**STATED EXERCISE**
Answer with nothing except the number of lines that contain the word "size".

**SOURCE RECORDS**
((

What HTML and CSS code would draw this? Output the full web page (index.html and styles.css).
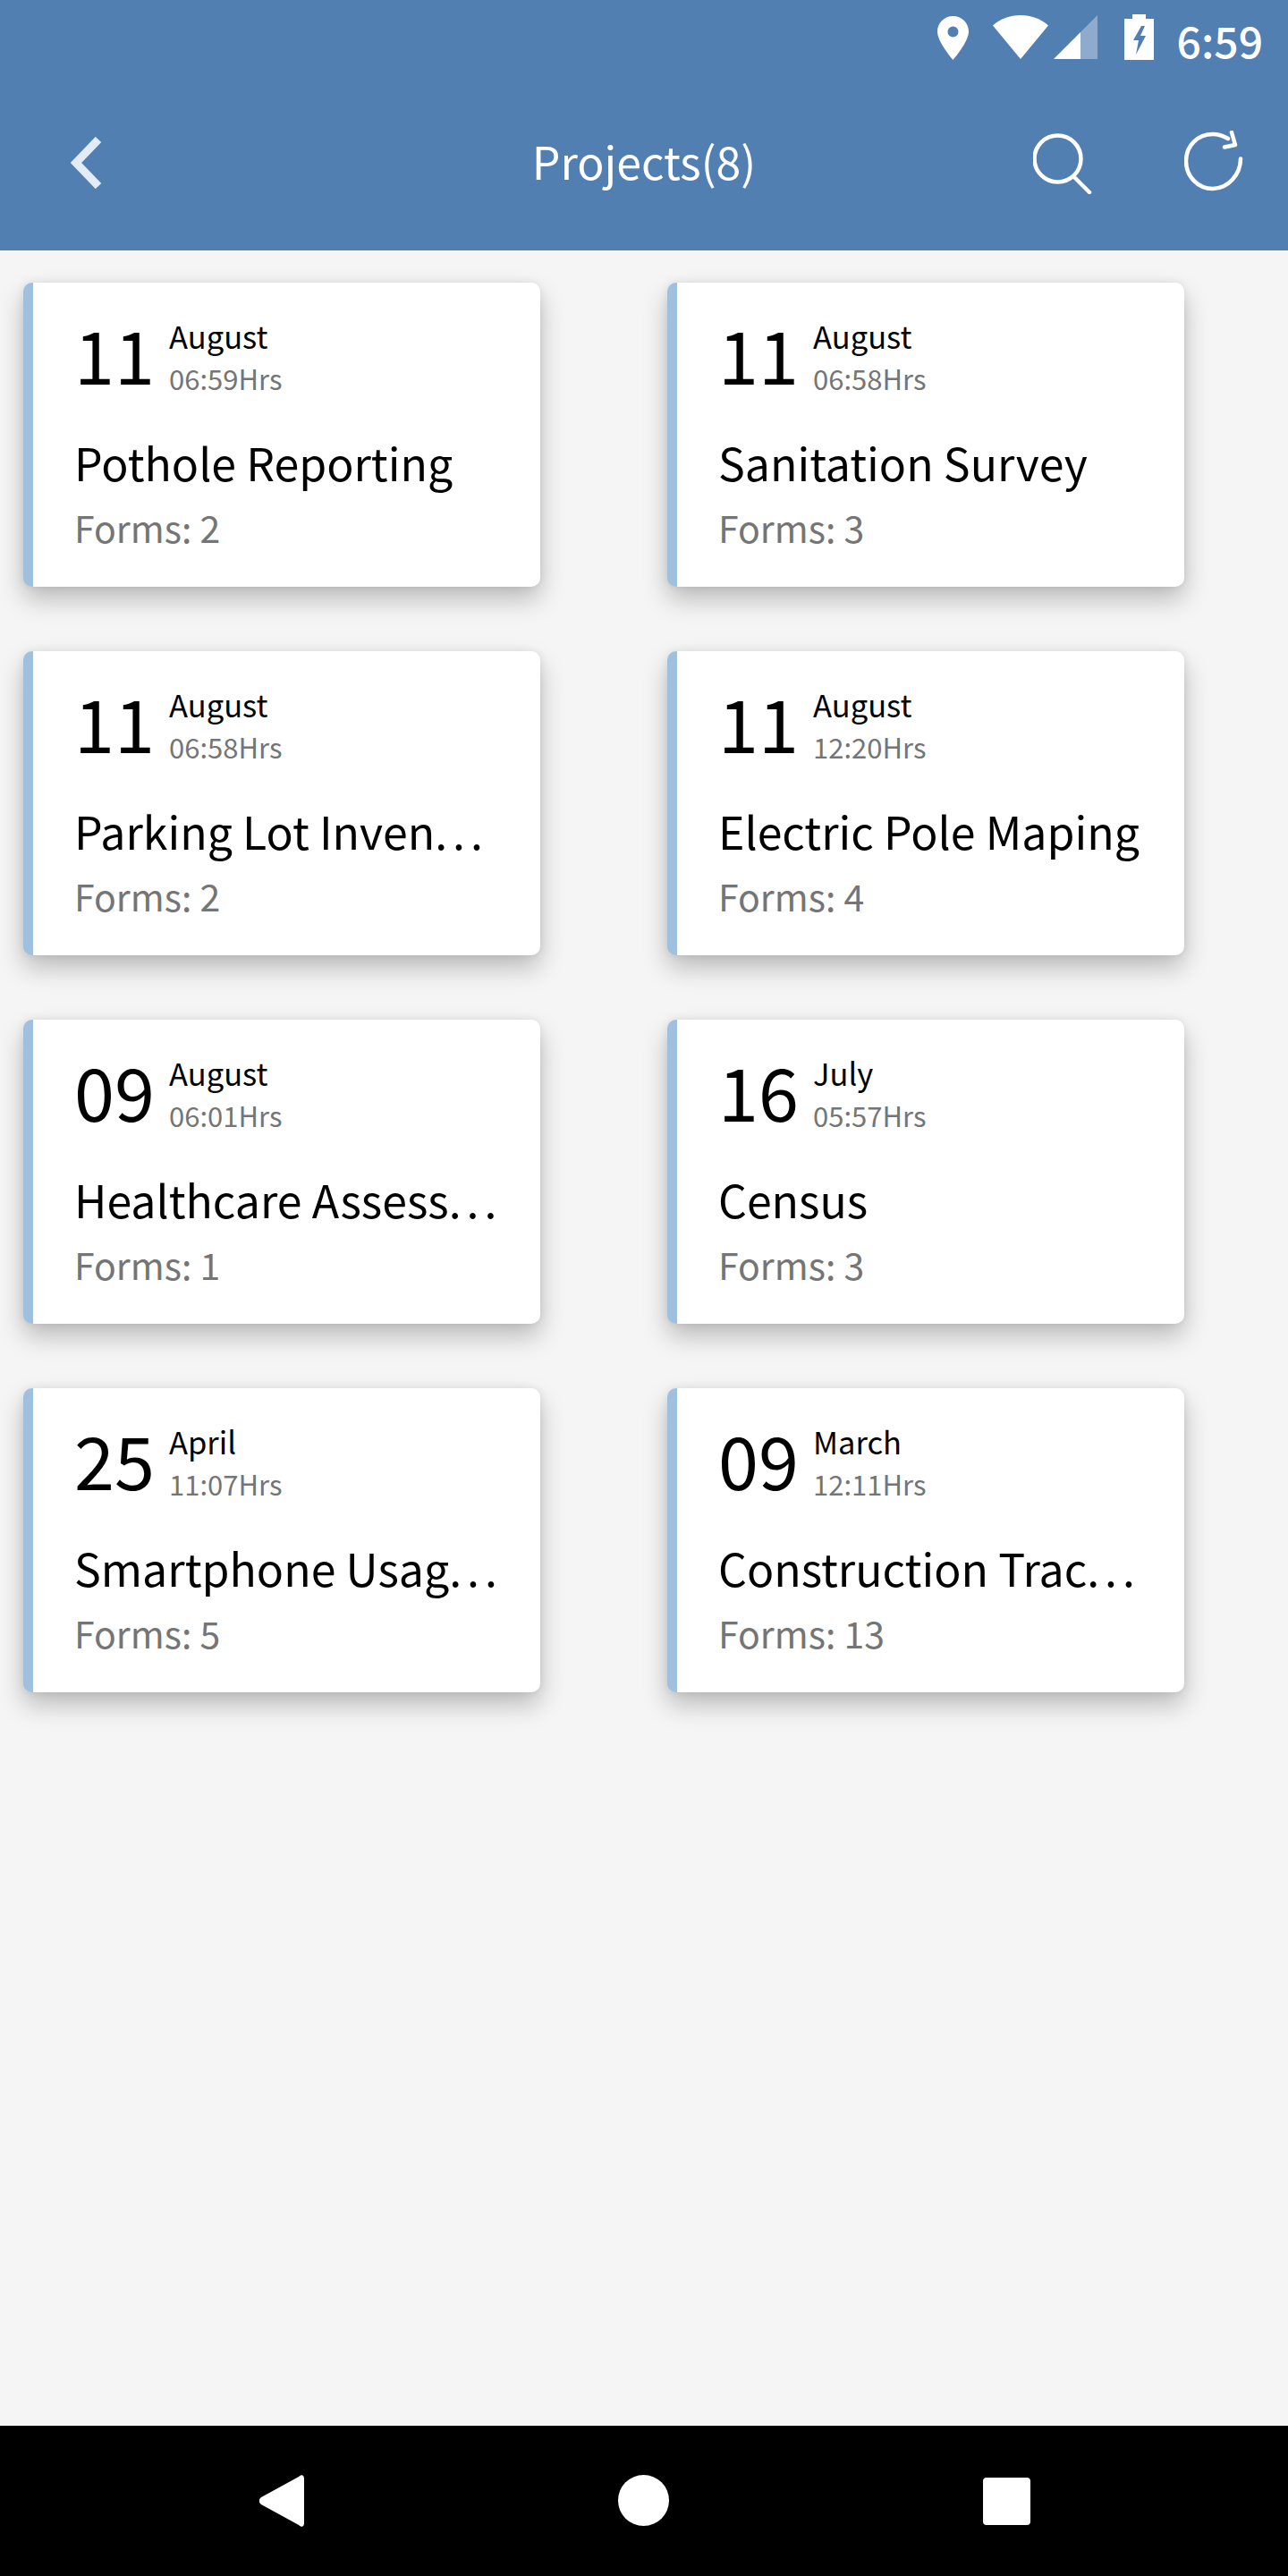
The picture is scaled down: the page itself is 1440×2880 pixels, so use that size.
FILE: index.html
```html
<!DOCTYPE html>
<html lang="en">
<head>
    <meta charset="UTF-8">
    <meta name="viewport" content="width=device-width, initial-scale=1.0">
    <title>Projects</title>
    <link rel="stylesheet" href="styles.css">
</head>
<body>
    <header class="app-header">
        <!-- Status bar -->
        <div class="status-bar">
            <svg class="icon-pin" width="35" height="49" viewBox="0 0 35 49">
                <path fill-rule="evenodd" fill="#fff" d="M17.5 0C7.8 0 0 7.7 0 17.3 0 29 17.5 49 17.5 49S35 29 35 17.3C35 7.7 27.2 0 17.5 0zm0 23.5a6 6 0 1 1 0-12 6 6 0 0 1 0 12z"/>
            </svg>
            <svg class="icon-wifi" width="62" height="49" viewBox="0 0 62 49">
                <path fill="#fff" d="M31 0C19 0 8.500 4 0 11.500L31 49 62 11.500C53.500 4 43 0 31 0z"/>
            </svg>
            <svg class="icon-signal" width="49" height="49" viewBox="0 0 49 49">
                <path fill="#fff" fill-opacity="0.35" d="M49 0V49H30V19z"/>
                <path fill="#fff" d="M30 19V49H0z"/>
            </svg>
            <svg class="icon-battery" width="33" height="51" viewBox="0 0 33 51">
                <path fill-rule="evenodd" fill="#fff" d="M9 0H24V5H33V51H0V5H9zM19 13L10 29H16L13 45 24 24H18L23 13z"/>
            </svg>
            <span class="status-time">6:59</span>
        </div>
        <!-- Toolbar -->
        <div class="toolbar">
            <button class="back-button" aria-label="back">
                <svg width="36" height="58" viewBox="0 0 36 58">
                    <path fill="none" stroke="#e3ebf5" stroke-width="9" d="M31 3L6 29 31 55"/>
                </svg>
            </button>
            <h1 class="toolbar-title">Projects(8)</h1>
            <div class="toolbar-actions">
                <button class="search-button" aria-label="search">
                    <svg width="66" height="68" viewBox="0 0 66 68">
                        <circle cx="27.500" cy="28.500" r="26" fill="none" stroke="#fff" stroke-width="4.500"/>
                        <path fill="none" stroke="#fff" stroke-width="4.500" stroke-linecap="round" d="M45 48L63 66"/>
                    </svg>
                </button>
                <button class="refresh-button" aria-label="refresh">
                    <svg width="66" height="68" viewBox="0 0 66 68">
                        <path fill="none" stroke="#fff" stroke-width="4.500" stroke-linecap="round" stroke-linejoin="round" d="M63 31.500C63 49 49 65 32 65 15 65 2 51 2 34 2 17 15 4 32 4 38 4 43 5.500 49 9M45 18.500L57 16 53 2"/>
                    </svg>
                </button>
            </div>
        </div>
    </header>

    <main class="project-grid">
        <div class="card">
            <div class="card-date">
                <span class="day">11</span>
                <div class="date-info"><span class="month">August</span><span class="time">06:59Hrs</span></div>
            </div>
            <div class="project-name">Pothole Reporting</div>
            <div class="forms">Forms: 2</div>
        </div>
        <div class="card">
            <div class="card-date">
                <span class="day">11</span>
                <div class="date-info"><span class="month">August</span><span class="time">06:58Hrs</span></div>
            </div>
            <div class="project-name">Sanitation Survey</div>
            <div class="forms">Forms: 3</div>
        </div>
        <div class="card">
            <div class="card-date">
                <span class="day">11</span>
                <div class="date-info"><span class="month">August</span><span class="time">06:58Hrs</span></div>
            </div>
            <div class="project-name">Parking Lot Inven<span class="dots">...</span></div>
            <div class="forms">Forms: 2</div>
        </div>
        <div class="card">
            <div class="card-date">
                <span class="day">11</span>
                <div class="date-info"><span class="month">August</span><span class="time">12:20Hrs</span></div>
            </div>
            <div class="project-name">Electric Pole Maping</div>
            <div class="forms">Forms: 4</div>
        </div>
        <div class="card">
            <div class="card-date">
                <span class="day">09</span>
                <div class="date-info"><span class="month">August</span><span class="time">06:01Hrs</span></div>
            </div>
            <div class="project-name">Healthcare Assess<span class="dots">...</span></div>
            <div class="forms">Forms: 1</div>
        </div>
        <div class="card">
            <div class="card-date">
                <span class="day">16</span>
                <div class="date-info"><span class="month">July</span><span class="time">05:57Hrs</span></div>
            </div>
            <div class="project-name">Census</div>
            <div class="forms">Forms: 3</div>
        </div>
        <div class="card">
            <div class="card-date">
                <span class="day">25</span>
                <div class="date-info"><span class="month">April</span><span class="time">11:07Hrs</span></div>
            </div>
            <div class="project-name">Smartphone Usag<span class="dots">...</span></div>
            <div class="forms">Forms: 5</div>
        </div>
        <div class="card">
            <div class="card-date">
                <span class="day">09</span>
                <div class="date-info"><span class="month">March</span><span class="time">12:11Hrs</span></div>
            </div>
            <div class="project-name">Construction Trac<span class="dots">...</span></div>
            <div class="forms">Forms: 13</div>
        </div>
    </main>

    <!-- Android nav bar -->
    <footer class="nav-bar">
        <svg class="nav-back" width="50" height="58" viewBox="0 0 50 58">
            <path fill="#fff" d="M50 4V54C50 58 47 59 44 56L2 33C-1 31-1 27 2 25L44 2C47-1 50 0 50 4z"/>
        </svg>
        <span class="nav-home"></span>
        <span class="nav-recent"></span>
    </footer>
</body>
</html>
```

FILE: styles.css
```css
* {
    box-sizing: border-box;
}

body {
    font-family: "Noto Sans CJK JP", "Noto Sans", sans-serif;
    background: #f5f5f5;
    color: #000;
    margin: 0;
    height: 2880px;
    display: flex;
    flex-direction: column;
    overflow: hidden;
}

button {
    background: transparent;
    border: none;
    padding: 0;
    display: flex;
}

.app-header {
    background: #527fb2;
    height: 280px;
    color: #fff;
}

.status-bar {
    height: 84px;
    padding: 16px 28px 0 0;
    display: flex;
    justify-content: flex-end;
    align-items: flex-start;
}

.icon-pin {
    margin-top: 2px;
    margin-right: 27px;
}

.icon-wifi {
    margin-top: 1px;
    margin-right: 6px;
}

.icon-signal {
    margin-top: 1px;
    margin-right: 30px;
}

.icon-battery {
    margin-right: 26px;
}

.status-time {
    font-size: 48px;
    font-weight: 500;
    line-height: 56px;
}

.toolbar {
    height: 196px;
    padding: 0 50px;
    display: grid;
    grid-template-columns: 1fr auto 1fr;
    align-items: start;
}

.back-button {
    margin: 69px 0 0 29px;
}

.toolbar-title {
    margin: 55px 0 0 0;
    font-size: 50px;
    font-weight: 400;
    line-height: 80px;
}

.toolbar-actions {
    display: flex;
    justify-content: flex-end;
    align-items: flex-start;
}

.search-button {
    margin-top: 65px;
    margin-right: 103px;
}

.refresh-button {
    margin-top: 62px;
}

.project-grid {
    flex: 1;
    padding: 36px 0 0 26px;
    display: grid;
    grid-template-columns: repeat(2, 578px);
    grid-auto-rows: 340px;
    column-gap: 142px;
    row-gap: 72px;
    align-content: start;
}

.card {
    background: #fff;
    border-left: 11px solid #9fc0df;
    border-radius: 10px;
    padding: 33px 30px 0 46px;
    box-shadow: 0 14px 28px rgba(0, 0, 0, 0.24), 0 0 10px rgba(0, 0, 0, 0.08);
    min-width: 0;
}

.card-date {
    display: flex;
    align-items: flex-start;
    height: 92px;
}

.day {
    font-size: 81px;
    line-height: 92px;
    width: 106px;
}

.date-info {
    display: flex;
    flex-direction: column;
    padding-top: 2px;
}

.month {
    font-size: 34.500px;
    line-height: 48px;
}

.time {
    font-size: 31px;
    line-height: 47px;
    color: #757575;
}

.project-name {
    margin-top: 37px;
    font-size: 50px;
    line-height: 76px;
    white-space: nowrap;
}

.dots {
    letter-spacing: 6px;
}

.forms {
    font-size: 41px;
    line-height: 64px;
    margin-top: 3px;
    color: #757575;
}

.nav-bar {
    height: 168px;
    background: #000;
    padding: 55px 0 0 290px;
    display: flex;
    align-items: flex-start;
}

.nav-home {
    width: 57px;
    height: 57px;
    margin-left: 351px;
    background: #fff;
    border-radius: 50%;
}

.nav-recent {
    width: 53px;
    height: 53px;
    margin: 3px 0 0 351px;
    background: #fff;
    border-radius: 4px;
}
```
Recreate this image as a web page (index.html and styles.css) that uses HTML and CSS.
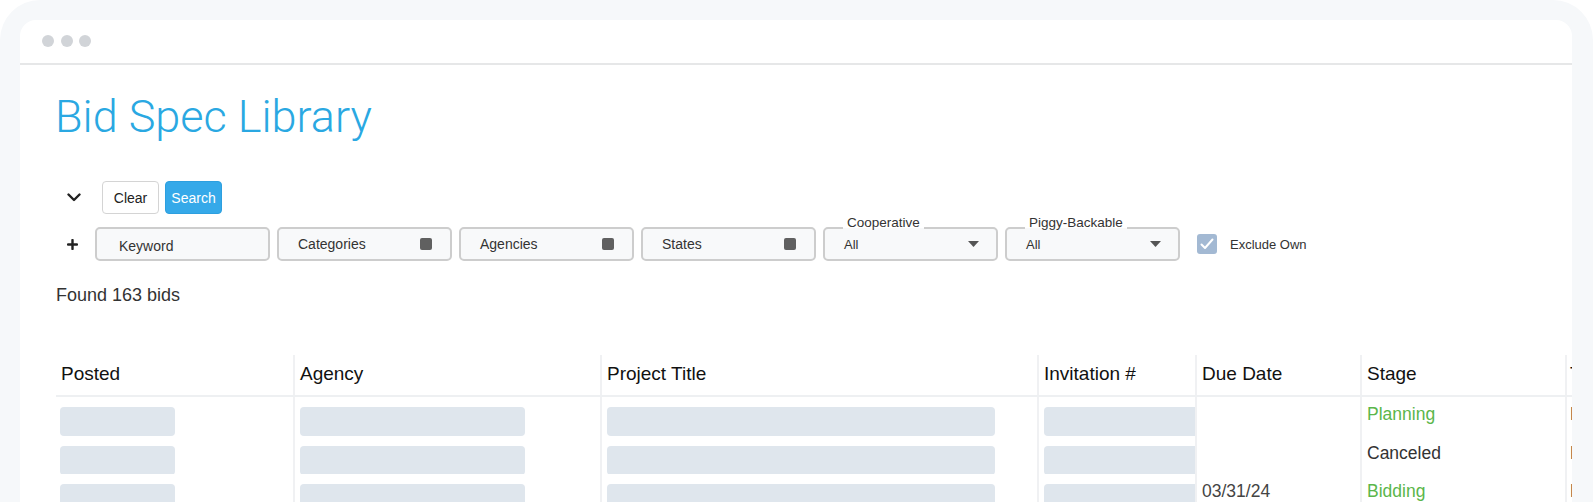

))

**RESULT**
8